Geronimo the alpaca has won a last-minute stay of execution from a British court pending a review of the order to have him put down for a tuberculosis infection.
The long-feared alpaca-lypse was postponed on Monday after New Zealand-born Geronimo's Gloucestershire-based owner Helen MacDonald won the right to a judicial review at the High Court in London.
"Defra have agreed to extend their undertaking until 17:00 on Tuesday," said her Solicitor Jan Mugerwa. "A judge has been assigned to consider urgently the question of the injunction and disclosure."
Aptly-named government ministry Defra — the Department for Environment, Food & Rural Affairs — issued Geronimo's death warrant following two consecutive tests for the infectious and fatal lung disease TB. But MacDonald claims both those tests showed false positives.

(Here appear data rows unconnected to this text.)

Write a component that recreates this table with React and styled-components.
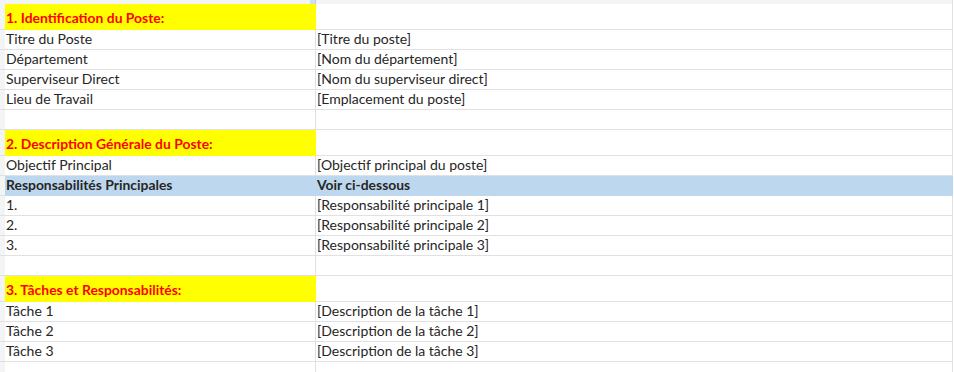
import React from "react";
import styled, { createGlobalStyle, css } from "styled-components";

const Global = createGlobalStyle`
  html, body { margin: 0; padding: 0; background: #ffffff; }
  body { font-family: Lato, "Open Sans", sans-serif; }
`;

const GRID = "#e1e1e1";

const Sheet = styled.div`
  width: 954px;
  height: 372px;
  overflow: hidden;
  background: #ffffff;
`;

const Row = styled.div`
  display: grid;
  grid-template-columns: 5px 311px 637px;
  height: ${(p) => p.$h}px;
`;

const RowHead = styled.div`
  background: #f3f4f6;
  border-bottom: 1px solid ${GRID};
`;

const TopHead = styled.div`
  background: #f3f4f6;
  border-right: 1px solid ${(p) => (p.$sel ? "#b9c9e6" : GRID)};
  ${(p) =>
    p.$sel &&
    css`
      background: linear-gradient(to right, #f3f4f6 0, #f3f4f6 305px, #cfdcf2 305px);
    `}
`;

const Cell = styled.div`
  box-sizing: border-box;
  border-right: 1px solid ${(p) => p.$fill || GRID};
  border-bottom: 1px solid ${(p) => p.$fill || GRID};
  background: ${(p) => p.$fill || "#ffffff"};
  display: flex;
  align-items: flex-end;
  padding: 0 0 ${(p) => (p.$red ? 3 : 2)}px 1px;
  font-size: ${(p) => (p.$bold ? "13.9px" : "14px")};
  line-height: 17px;
  color: ${(p) => (p.$red ? "#ff0000" : "#262626")};
  font-weight: ${(p) => (p.$bold ? 700 : 400)};
  white-space: nowrap;
  overflow: hidden;
`;

const Corner = styled.div`
  background: #f3f4f6;
`;

const data = [
  { type: "head", a: "1. Identification du Poste:" },
  { a: "Titre du Poste", b: "[Titre du poste]" },
  { a: "Département", b: "[Nom du département]" },
  { a: "Superviseur Direct", b: "[Nom du superviseur direct]" },
  { a: "Lieu de Travail", b: "[Emplacement du poste]" },
  { a: "", b: "" },
  { type: "head", a: "2. Description Générale du Poste:" },
  { a: "Objectif Principal", b: "[Objectif principal du poste]" },
  { type: "blue", a: "Responsabilités Principales", b: "Voir ci-dessous" },
  { a: "1.", b: "[Responsabilité principale 1]" },
  { a: "2.", b: "[Responsabilité principale 2]" },
  { a: "3.", b: "[Responsabilité principale 3]" },
  { a: "", b: "" },
  { type: "head", a: "3. Tâches et Responsabilités:" },
  { a: "Tâche 1", b: "[Description de la tâche 1]" },
  { a: "Tâche 2", b: "[Description de la tâche 2]" },
  { a: "Tâche 3", b: "[Description de la tâche 3]" },
  { a: "", b: "" },
];

export default function App() {
  return (
    <>
      <Global />
      <Sheet>
        <Row $h={4}>
          <Corner />
          <TopHead $sel />
          <TopHead />
        </Row>
        {data.map((r, i) => {
          if (r.type === "head") {
            return (
              <Row key={i} $h={26}>
                <RowHead />
                <Cell $fill="#ffff00" $red $bold>
                  {r.a}
                </Cell>
                <Cell />
              </Row>
            );
          }
          if (r.type === "blue") {
            return (
              <Row key={i} $h={20}>
                <RowHead />
                <Cell $fill="#bdd7ee" $bold>
                  {r.a}
                </Cell>
                <Cell $fill="#bdd7ee" $bold>
                  {r.b}
                </Cell>
              </Row>
            );
          }
          return (
            <Row key={i} $h={20}>
              <RowHead />
              <Cell>{r.a}</Cell>
              <Cell>{r.b}</Cell>
            </Row>
          );
        })}
      </Sheet>
    </>
  );
}
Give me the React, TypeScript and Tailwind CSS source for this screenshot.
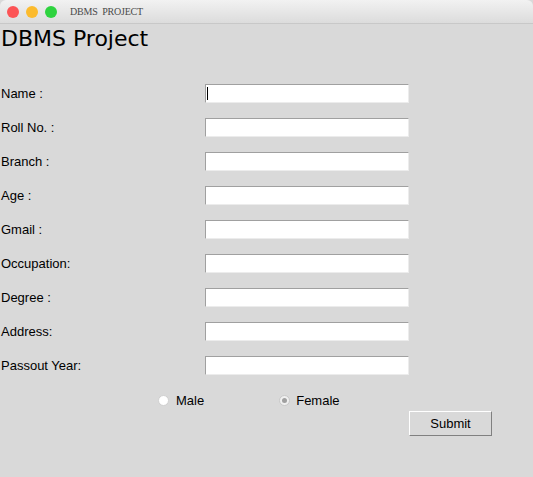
const fields = [
  'Name :',
  'Roll No. :',
  'Branch :',
  'Age :',
  'Gmail :',
  'Occupation:',
  'Degree :',
  'Address:',
  'Passout Year:',
]

function Field({ label, focused }: { label: string; focused?: boolean }) {
  return (
    <div className="flex items-center h-[19px]">
      <span className="w-[205px] pl-[1px] text-[13px] text-black leading-none">{label}</span>
      <div className="w-[204px] h-[19px] bg-white border border-t-[#a0a0a0] border-l-[#a0a0a0] border-b-[#ececec] border-r-[#ececec] flex items-center">
        {focused && <div className="ml-[1px] w-[1px] h-[13px] bg-black" />}
      </div>
    </div>
  )
}

export default function App() {
  return (
    <div className="w-[533px] h-[477px] bg-[#d9d9d9] flex flex-col font-['Liberation_Sans',Arial,sans-serif]">
      <div className="h-[24px] shrink-0 rounded-t-[6px] bg-gradient-to-b from-[#f2f2f2] to-[#dcdcdc] border-b border-[#c8c8c8] flex items-center pl-[7px]">
        <div className="flex items-center gap-[7px]">
          <div className="w-[12px] h-[12px] rounded-full bg-[#fc5456]" />
          <div className="w-[12px] h-[12px] rounded-full bg-[#fcbb2d]" />
          <div className="w-[12px] h-[12px] rounded-full bg-[#2ed33f]" />
        </div>
        <span className="ml-[13px] text-[10px] text-[#4a4a4a] font-['Liberation_Serif',serif] tracking-[-0.2px]">
          DBMS&nbsp; PROJECT
        </span>
      </div>

      <div className="h-[60px] shrink-0 pt-[2px] pl-[1px]">
        <h1 className="text-[22px] leading-[26px] text-black font-['DejaVu_Sans',sans-serif]">DBMS Project</h1>
      </div>

      <div className="flex flex-col gap-[15px]">
        {fields.map((f, i) => (
          <Field key={f} label={f} focused={i === 0} />
        ))}
      </div>

      <div className="mt-[17px] h-[17px] flex items-center text-[13px] text-black">
        <div className="ml-[158px] flex items-center gap-[7px]">
          <div className="w-[11px] h-[11px] rounded-full bg-white border border-[#d0d0d0]" />
          <span>Male</span>
        </div>
        <div className="ml-[75px] flex items-center gap-[6px]">
          <div className="w-[11px] h-[11px] rounded-full bg-[#f0f0f0] border border-[#c8c8c8] flex items-center justify-center">
            <div className="w-[5px] h-[5px] rounded-full bg-[#a0a0a0]" />
          </div>
          <span>Female</span>
        </div>
      </div>

      <div className="mt-[2px] pl-[409px]">
        <button className="w-[83px] h-[25px] bg-[#d9d9d9] border border-t-white border-l-white border-b-[#808080] border-r-[#808080] text-[13px] text-black">
          Submit
        </button>
      </div>
    </div>
  )
}
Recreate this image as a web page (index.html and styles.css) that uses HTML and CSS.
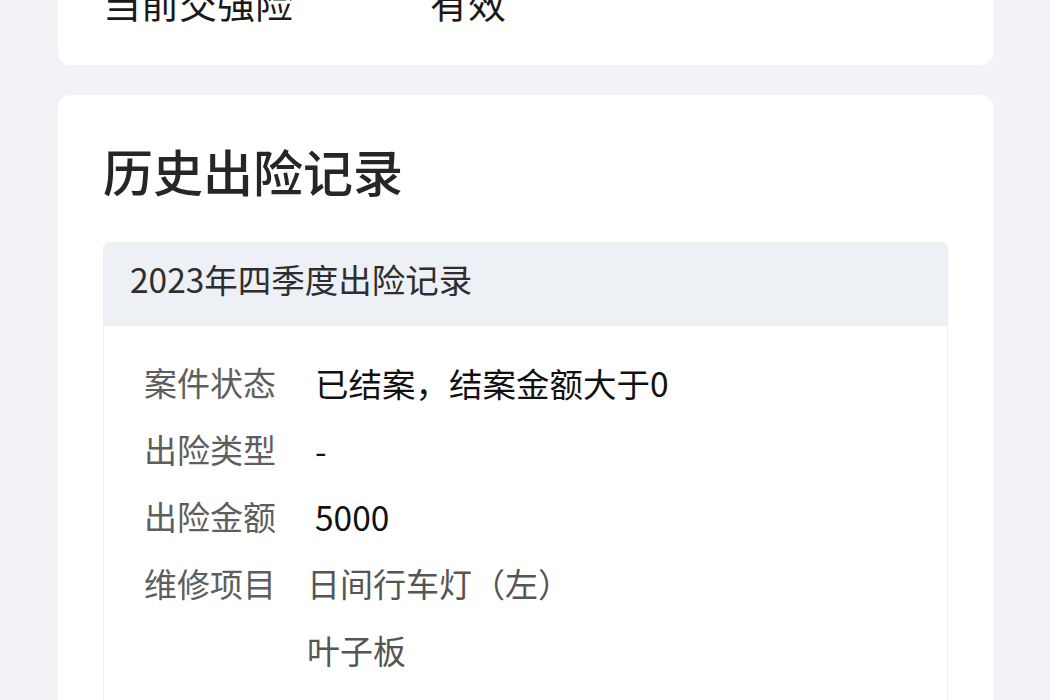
FILE: index.html
```html
<!DOCTYPE html>
<html lang="zh-CN">

<head>
    <meta charset="UTF-8">
    <meta name="viewport" content="width=device-width, initial-scale=1.0">
    <title>出险记录</title>
    <link rel="stylesheet" href="styles.css">
</head>

<body>
    <div class="page">
        <div class="card card-top">
            <div class="info-row">
                <span class="info-label">当前交强险</span>
                <span class="info-value">有效</span>
            </div>
        </div>

        <div class="card">
            <h2 class="card-title">历史出险记录</h2>

            <div class="record">
                <div class="record-head">2023年四季度出险记录</div>
                <div class="record-body">
                    <div class="field">
                        <span class="field-label">案件状态</span>
                        <span class="field-value">已结案，结案金额大于0</span>
                    </div>
                    <div class="field">
                        <span class="field-label">出险类型</span>
                        <span class="field-value">-</span>
                    </div>
                    <div class="field">
                        <span class="field-label">出险金额</span>
                        <span class="field-value">5000</span>
                    </div>
                    <div class="field">
                        <span class="field-label">维修项目</span>
                        <div class="field-list">
                            <span>日间行车灯（左）</span>
                            <span>叶子板</span>
                        </div>
                    </div>
                </div>
            </div>
        </div>
    </div>
</body>

</html>
```

FILE: styles.css
```css
* {
    box-sizing: border-box;
    margin: 0;
    padding: 0;
    font-family: "Noto Sans CJK SC", "Noto Sans", sans-serif;
}

body {
    background: #f2f3f6;
    height: 100vh;
    overflow: hidden;
}

.page {
    padding: 0 57px 0 58px;
}

.card {
    background: #ffffff;
    border-radius: 12px;
    padding: 45px 45px 40px;
    margin-top: 30px;
}

.card-top {
    margin-top: -40px;
    padding: 17px 45px 38px;
}

.info-row {
    display: flex;
    line-height: 50px;
    font-size: 38px;
    color: #1a1a1a;
}

.info-label {
    width: 327px;
}

.card-title {
    font-size: 50px;
    font-weight: 500;
    line-height: 60px;
    color: #262626;
    margin-bottom: 42px;
}

.record {
    border: 1px solid #eceef1;
    border-radius: 6px 6px 0 0;
    overflow: hidden;
}

.record-head {
    background: #edf0f5;
    height: 83px;
    line-height: 72px;
    padding-left: 26px;
    font-size: 33.5px;
    color: #2e2e2e;
}

.record-body {
    padding: 23px 0 30px 40px;
}

.field {
    display: flex;
    font-size: 33px;
    line-height: 67px;
}

.field-label {
    width: 171px;
    flex-shrink: 0;
    color: #5e5e5e;
}

.field-value {
    font-size: 33.5px;
    color: #111111;
}

.field-list {
    display: flex;
    flex-direction: column;
    margin-left: -8px;
    color: #555555;
}
```
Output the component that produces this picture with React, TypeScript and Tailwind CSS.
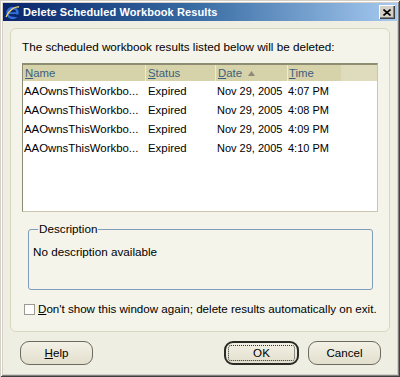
import React from "react";

const rows = [
  { name: "AAOwnsThisWorkbo...", status: "Expired", date: "Nov 29, 2005", time: "4:07 PM" },
  { name: "AAOwnsThisWorkbo...", status: "Expired", date: "Nov 29, 2005", time: "4:08 PM" },
  { name: "AAOwnsThisWorkbo...", status: "Expired", date: "Nov 29, 2005", time: "4:09 PM" },
  { name: "AAOwnsThisWorkbo...", status: "Expired", date: "Nov 29, 2005", time: "4:10 PM" },
];

function TitleIcon() {
  return (
    <svg width="15" height="15" viewBox="0 0 15 15">
      <circle cx="7.5" cy="8" r="5" fill="none" stroke="#2f6fd6" strokeWidth="2.4" />
      <rect x="3" y="7.2" width="9" height="1.8" fill="#2f6fd6" />
      <rect x="9" y="9.5" width="4.5" height="2.5" fill="#0a246a" />
      <path d="M1 12 C 3 6, 10 1, 14 2" fill="none" stroke="#f3d36a" strokeWidth="1.3" />
    </svg>
  );
}

function U({ c }: { c: string }) {
  return <span className="underline underline-offset-[1px]">{c}</span>;
}

export default function App() {
  return (
    <div
      className="w-[400px] h-[377px] flex flex-col bg-[#d4d0c8] p-[3px] shadow-[inset_1px_1px_0_#d4d0c8,inset_-1px_-1px_0_#404040,inset_2px_2px_0_#ffffff,inset_-2px_-2px_0_#808080]"
      style={{ fontFamily: '"Liberation Sans", Arial, sans-serif' }}
    >
      {/* Title bar */}
      <div className="h-[18px] flex items-center bg-gradient-to-r from-[#0a246a] via-[#3a6ea5] to-[#a6caf0] pl-[2px] pr-[2px]">
        <TitleIcon />
        <span className="ml-[3px] text-white font-bold text-[11px] leading-[14px] tracking-[0.1px]">
          Delete Scheduled Workbook Results
        </span>
        <div className="ml-auto w-[16px] h-[14px] bg-[#d4d0c8] flex items-center justify-center shadow-[inset_1px_1px_0_#ffffff,inset_-1px_-1px_0_#404040,inset_-2px_-2px_0_#808080]">
          <svg width="8" height="7" viewBox="0 0 8 7">
            <path d="M0.5 0.5 L7.5 6.5 M7.5 0.5 L0.5 6.5" stroke="#000" strokeWidth="1.6" />
          </svg>
        </div>
      </div>

      {/* Content */}
      <div className="flex-1 flex flex-col bg-[#efeee3] px-[7px]">
        <div className="mt-[7px] h-[304px] rounded-[6px] border border-[#d9d6c0] bg-[#f5f4ea] pl-[11px] pr-[11px] flex flex-col">
          <div className="pt-[11px] text-[11.7px] leading-[14px] text-black whitespace-nowrap">
            The scheduled workbook results listed below will be deleted:
          </div>

          {/* Table */}
          <div className="mt-[9px] h-[149px] bg-white border border-[#c9c6ad] border-t-[2px] border-t-[#8e8c72] border-l-[#8e8c72] flex flex-col">
            <div className="h-[16px] bg-[#d6d3aa] flex text-[11.4px] leading-[16px] text-[#3d5f7e]">
              <div className="w-[122px] pl-[2px]"><U c="N" />ame</div>
              <div className="w-[70px] pl-[2px] border-l border-[#ecebd8]"><U c="S" />tatus</div>
              <div className="w-[72px] pl-[2px] border-l border-[#ecebd8] flex items-center">
                <span><U c="D" />ate</span>
                <svg className="ml-[6px]" width="7" height="5" viewBox="0 0 7 5">
                  <path d="M0 5 L3.5 0 L7 5 Z" fill="#8d8b78" />
                </svg>
              </div>
              <div className="w-[54px] pl-[1px] border-l border-[#ecebd8]"><U c="T" />ime</div>
              <div className="flex-1 bg-[#dedcbd]" />
            </div>
            <div className="flex flex-col pt-[1px]">
              {rows.map((r, i) => (
                <div key={i} className="h-[19px] flex text-[11.4px] leading-[19px] text-black">
                  <div className="w-[123px] pl-[1px] whitespace-nowrap">{r.name}</div>
                  <div className="w-[70px] pl-[2px]">{r.status}</div>
                  <div className="w-[71px] pl-[1px] whitespace-nowrap text-[11px]">{r.date}</div>
                  <div className="pl-[1px] whitespace-nowrap text-[11px]">{r.time}</div>
                </div>
              ))}
            </div>
          </div>

          {/* Description */}
          <fieldset className="mt-[10px] ml-[6px] mr-[5px] h-[68px] border border-[#7f9db9] rounded-[3px] pl-[4px]">
            <legend className="ml-[5px] px-[1px] text-[11.7px] leading-[14px] text-black">Description</legend>
            <div className="mt-[9px] text-[11.7px] leading-[14px] text-black">No description available</div>
          </fieldset>

          {/* Checkbox */}
          <div className="mt-[12px] flex items-center">
            <div className="ml-[2px] w-[11px] h-[11px] bg-white border border-[#9a9a90]" />
            <span className="ml-[3px] text-[11.6px] leading-[14px] text-black whitespace-nowrap">
              <U c="D" />on't show this window again; delete results automatically on exit.
            </span>
          </div>
        </div>

        {/* Buttons */}
        <div className="mt-[9px] flex items-center pl-[10px] pr-[9px]">
          <button className="w-[73px] h-[24px] rounded-[9px] border border-[#6d6b60] bg-gradient-to-b from-[#f3f1e6] to-[#e2dfcd] text-[11.6px] text-black">
            <U c="H" />elp
          </button>
          <button className="ml-auto w-[75px] h-[24px] rounded-[9px] border-2 border-[#2b2a25] bg-gradient-to-b from-[#f3f1e6] to-[#e2dfcd] text-[11.6px] text-black p-[2px]">
            <div className="w-full h-full border border-dotted border-[#333] rounded-[3px] flex items-center justify-center">OK</div>
          </button>
          <button className="ml-[9px] w-[73px] h-[24px] rounded-[9px] border border-[#6d6b60] bg-gradient-to-b from-[#f3f1e6] to-[#e2dfcd] text-[11.6px] text-black">
            Cancel
          </button>
        </div>
      </div>
    </div>
  );
}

Geronimo's supporters have vowed to physically block any attempt by authorities to take the alpaca, named after the famous Chiricahua Apache war leader who evaded capture by the US Army for years, away for execution.
"We are sympathetic to Ms Macdonald’s situation, just as we are with everyone with animals affected by this terrible disease," A Defra spokesman said. "It is for this reason that the testing results and options for Geronimo have been very carefully considered by Defra … as well as passing several stages of thorough legal scrutiny".